Following are highlights from progress made on the statewide housing plan. OHCS:
- Set a goal of increasing funding for housing in rural Oregon by 75%. With more than a year to go, OHCS has surpassed its goal by funding 3,612 affordable rental homes in rural areas, a 148% increase from the previous five-year period from 2014-2019.
- Set a goal of funding 1,000 new permanent supportive homes. In 2022, the state exceeded that goal by funding more than 1,200 new permanent supportive homes. This type of affordable housing connects people experiencing chronic homelessness with additional support services to help them stay stably housed.
- Set a goal of increasing the existing pipeline of affordable rental housing by 25,000 homes. In 2022, OHCS has increased the pipeline by nearly 21,000 homes, 82% of the way to meeting the goal.
“This progress represents the collective efforts of our federal delegation, the Governor, the Oregon State Legislature, community partners, Tribal Nations, federal, state and local agencies, developers, local businesses, and local communities—to ensure quality and affordable housing is available to everyone in our state,” said Bell. “But we also recognize the demand for affordable housing options far outweighs supply. This progress shows that having a plan in place, with the right partners at the table, and being accountable to Oregonians, ensures we can continue to deliver.”
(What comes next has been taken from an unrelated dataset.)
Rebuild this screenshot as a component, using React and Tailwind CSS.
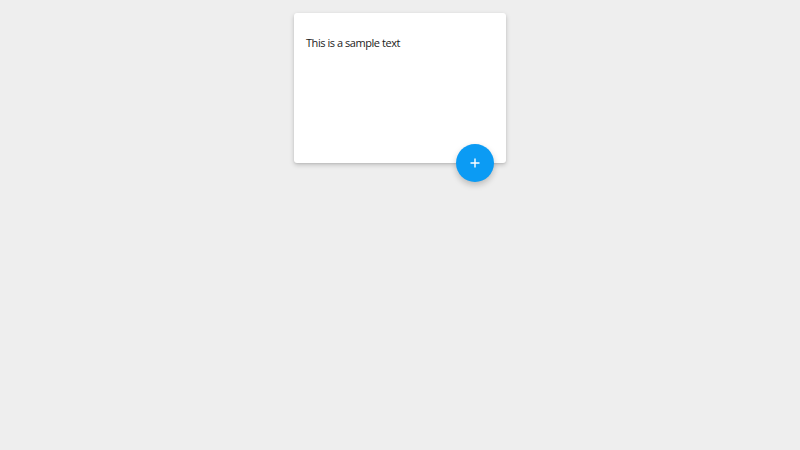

Leaders present today remarked on the urgency to keep the momentum going and the need to continue to introduce innovative partnerships and solutions to build quality, affordable housing in every corner of the state. Speakers noted that many members of the community are still struggling to get by, but redoubled their collective commitment to continuing to be relentless in ensuring every Oregonian has a safe, affordable and stable place to call home.
“We know the importance of safe and stable affordable homes for our community members. Rockwood Village is the latest example of our work to not just build apartments to live in, but to create a community where people feel connected and can thrive,” said Hacienda CEO Ernesto Fonseca.
OHCS will begin working closely with stakeholders, with significant community input, over the next year to develop a revised five-year statewide housing plan that reflects the current landscape and addresses the most pressing housing issues facing the state.